[START OF Provided records]

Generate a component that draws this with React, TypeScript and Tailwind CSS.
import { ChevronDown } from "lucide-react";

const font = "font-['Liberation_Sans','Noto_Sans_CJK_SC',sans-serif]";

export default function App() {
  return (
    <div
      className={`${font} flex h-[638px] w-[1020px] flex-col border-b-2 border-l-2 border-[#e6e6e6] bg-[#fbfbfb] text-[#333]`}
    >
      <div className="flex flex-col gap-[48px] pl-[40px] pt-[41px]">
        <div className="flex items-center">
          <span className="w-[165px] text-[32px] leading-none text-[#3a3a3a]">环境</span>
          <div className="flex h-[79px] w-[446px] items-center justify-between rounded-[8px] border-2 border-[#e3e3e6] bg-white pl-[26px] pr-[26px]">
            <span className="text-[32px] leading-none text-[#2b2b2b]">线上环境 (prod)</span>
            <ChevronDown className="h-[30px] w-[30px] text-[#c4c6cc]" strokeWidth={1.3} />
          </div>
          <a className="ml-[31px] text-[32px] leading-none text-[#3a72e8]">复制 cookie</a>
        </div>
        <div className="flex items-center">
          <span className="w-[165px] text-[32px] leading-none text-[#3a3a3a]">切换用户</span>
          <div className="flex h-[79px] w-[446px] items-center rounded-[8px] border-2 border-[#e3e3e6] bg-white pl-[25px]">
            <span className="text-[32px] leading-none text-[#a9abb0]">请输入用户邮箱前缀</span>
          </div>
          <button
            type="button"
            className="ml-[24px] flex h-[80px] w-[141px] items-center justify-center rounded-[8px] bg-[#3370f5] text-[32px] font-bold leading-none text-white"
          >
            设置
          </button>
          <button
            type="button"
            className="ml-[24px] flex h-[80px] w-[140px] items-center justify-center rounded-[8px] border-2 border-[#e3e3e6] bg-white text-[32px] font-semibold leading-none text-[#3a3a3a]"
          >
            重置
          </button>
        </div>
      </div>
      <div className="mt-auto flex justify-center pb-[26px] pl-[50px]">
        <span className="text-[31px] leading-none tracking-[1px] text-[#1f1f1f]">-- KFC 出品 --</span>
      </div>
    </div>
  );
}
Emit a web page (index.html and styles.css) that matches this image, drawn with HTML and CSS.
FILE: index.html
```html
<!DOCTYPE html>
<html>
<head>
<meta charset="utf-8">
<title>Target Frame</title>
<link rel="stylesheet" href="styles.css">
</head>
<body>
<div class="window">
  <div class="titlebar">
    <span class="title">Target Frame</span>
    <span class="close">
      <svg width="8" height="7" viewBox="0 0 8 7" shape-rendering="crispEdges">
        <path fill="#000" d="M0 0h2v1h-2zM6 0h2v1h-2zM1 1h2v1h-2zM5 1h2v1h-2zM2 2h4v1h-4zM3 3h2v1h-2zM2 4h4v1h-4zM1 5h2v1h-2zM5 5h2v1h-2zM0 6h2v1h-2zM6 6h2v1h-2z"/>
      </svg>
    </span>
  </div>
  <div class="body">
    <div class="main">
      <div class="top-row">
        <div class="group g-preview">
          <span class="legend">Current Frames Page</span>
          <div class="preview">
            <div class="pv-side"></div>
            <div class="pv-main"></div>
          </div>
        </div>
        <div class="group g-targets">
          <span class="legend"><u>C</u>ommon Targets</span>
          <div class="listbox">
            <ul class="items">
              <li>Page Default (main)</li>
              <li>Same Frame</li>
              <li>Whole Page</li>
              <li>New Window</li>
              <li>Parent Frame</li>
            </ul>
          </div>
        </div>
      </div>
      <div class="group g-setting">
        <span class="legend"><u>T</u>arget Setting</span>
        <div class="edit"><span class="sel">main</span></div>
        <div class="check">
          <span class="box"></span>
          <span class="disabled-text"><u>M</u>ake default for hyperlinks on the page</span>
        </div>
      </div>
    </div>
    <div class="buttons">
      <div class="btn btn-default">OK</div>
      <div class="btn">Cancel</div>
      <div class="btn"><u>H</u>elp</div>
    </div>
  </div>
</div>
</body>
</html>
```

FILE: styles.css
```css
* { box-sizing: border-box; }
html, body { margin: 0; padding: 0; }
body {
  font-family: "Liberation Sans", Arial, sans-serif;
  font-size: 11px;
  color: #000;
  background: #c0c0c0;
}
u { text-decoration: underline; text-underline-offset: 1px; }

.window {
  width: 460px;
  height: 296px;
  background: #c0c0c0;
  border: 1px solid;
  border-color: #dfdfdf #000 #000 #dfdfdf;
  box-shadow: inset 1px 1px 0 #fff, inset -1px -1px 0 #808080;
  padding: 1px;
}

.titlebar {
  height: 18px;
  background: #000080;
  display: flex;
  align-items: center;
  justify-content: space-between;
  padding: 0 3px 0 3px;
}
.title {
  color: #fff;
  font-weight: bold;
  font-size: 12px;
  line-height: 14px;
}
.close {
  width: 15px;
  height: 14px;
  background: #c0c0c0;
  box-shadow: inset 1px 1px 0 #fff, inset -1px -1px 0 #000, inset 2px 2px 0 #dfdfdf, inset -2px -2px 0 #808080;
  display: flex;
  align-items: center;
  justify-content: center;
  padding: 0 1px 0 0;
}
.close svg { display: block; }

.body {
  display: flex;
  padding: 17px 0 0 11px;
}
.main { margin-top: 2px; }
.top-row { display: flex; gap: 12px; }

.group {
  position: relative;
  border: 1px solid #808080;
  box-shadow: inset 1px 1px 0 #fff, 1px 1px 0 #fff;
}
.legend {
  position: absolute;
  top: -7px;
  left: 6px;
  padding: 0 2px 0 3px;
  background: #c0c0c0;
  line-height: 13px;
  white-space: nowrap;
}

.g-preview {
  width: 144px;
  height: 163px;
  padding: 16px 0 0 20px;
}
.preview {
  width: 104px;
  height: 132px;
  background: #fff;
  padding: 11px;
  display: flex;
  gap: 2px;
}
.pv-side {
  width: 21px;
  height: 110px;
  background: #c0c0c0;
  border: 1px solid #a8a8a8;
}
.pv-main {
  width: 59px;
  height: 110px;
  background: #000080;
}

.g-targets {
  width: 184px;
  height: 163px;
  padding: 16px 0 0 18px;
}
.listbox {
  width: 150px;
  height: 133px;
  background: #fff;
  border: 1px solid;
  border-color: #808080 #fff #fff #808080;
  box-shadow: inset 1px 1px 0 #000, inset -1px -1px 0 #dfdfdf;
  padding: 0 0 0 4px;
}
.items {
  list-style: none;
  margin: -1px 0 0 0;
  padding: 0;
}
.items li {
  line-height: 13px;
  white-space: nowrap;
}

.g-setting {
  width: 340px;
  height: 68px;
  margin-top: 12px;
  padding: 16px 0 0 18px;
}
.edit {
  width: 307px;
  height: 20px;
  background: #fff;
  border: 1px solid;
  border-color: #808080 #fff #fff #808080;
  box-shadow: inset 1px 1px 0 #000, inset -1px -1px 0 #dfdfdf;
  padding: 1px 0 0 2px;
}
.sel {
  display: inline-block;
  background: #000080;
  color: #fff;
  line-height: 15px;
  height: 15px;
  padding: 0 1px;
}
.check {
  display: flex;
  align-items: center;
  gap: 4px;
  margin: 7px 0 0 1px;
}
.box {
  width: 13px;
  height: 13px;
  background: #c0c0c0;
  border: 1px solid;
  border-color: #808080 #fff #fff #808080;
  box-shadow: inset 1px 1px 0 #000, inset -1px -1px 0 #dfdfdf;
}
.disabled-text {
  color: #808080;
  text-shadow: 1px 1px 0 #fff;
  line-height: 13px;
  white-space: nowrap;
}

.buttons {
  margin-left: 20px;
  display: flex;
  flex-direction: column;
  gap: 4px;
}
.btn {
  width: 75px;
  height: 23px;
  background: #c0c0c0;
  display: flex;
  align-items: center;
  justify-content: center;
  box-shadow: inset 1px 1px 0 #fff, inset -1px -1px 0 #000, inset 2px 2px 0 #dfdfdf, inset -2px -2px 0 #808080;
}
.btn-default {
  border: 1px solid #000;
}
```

[END OF Provided records]

Problem requirements
Scan the records above for the string "this", then select every line that holds it.

Reply
Generate a component that draws this with React, TypeScript and Tailwind CSS.
Emit a web page (index.html and styles.css) that matches this image, drawn with HTML and CSS.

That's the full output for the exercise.